Charger connected to DC charge port, with J1772 adaptor.

"Fuel economy"

An internal combustion engine is inefficient, and produces little torque, at low RPM. So a normal motorcycle has a gearbox, to match the engine RPM to road speed. It also means that the bike is most fuel-efficient at higher speeds where it is in a high gear and the engine is operating at an efficient RPM. The fuel economy curve looks something like this:


(from fueleconomy.gov) - the efficiency rises with speed, then plateaus and drops as aerodynamic drag (scaling as the square of speed) becomes more significant. See also Optimal Vehicle Speeds for Best Fuel Economy (simulations)
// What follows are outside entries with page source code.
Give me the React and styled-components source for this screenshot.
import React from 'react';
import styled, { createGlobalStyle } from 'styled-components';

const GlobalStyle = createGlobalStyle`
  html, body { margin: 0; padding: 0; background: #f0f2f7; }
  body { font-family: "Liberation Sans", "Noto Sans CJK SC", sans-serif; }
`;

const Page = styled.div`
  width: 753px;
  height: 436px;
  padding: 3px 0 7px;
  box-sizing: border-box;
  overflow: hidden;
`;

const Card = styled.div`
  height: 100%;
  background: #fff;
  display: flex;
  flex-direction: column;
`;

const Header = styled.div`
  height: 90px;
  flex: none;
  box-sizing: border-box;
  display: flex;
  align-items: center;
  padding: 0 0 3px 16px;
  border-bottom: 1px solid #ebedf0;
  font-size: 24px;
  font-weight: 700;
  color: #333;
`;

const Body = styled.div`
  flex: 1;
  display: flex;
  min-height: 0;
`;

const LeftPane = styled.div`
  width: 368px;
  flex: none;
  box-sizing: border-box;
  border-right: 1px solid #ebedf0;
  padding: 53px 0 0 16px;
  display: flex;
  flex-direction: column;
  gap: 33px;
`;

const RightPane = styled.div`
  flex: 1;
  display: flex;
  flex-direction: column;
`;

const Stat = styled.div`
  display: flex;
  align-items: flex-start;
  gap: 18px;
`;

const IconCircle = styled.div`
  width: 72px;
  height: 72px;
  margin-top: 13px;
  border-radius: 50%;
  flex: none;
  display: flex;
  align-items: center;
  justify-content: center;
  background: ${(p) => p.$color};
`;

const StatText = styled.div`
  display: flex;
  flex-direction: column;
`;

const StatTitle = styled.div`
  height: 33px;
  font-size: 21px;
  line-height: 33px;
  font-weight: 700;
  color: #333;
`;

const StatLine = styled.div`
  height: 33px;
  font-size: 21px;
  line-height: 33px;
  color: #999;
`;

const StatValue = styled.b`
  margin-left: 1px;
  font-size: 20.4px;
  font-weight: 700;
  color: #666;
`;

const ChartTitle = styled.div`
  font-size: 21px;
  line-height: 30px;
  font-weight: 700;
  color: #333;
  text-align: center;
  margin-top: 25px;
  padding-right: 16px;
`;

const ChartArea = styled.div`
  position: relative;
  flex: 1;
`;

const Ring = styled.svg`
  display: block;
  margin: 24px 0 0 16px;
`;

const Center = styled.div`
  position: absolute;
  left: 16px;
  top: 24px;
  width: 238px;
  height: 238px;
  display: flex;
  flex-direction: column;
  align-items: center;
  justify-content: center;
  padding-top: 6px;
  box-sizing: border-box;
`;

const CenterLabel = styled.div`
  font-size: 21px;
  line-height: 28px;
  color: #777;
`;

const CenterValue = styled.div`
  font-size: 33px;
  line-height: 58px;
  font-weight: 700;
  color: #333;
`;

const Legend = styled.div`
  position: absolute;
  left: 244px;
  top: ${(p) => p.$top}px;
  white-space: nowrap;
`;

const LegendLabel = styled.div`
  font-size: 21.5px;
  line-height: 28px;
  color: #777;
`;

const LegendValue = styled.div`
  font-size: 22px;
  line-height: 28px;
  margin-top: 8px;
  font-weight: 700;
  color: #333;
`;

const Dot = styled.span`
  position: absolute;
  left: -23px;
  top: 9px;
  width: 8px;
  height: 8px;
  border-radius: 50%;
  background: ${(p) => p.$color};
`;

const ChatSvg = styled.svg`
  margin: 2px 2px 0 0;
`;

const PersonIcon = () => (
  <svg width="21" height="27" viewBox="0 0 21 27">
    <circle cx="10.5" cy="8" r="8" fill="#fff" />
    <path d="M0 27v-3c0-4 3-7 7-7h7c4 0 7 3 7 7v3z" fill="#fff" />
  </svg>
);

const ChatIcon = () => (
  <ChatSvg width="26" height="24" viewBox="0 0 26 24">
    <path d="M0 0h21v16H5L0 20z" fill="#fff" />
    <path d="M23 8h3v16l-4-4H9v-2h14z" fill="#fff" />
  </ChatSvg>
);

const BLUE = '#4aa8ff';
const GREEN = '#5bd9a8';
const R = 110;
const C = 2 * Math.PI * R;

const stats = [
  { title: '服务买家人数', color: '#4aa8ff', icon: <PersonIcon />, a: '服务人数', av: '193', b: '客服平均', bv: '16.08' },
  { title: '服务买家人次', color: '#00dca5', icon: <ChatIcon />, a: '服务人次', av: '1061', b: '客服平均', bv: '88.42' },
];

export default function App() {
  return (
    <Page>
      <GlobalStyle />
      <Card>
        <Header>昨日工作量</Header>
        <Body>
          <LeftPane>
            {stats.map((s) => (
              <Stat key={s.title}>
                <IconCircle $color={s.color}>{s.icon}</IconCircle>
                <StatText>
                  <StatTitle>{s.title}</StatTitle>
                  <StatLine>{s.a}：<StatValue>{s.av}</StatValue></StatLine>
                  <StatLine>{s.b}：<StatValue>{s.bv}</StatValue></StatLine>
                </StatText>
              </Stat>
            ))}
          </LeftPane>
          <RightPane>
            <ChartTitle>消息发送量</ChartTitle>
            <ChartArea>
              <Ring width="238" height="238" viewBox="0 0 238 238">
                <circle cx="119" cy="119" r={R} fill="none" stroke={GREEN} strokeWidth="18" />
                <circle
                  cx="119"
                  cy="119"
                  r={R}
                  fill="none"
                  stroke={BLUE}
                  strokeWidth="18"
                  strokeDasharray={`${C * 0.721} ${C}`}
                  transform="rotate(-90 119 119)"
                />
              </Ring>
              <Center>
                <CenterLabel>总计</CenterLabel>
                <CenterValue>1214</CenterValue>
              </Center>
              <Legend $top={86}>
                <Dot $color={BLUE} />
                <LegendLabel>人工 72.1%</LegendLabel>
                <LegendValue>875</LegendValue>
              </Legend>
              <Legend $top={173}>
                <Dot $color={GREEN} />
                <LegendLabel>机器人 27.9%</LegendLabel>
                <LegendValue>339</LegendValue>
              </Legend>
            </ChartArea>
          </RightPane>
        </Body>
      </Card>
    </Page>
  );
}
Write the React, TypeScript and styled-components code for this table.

An electric motor is equally efficient at all speeds, so the efficiency curve is dominated by aerodynamic drag. The drag coefficient of a rider on a motorcycle (no fairing, not crouched over the tank) is much worse than that of a car, so the effect is quite pronounced.


Zero FXS compared to Nissan Leaf

The figures for the Leaf are from the on-screen display. For the Zero, I did a screen capture of the phone app and ran the video file through OCR; the bike logs from the app are too granular (I'd have to hold each speed for a much longer time).

The inference is clear - to get more range, slow down.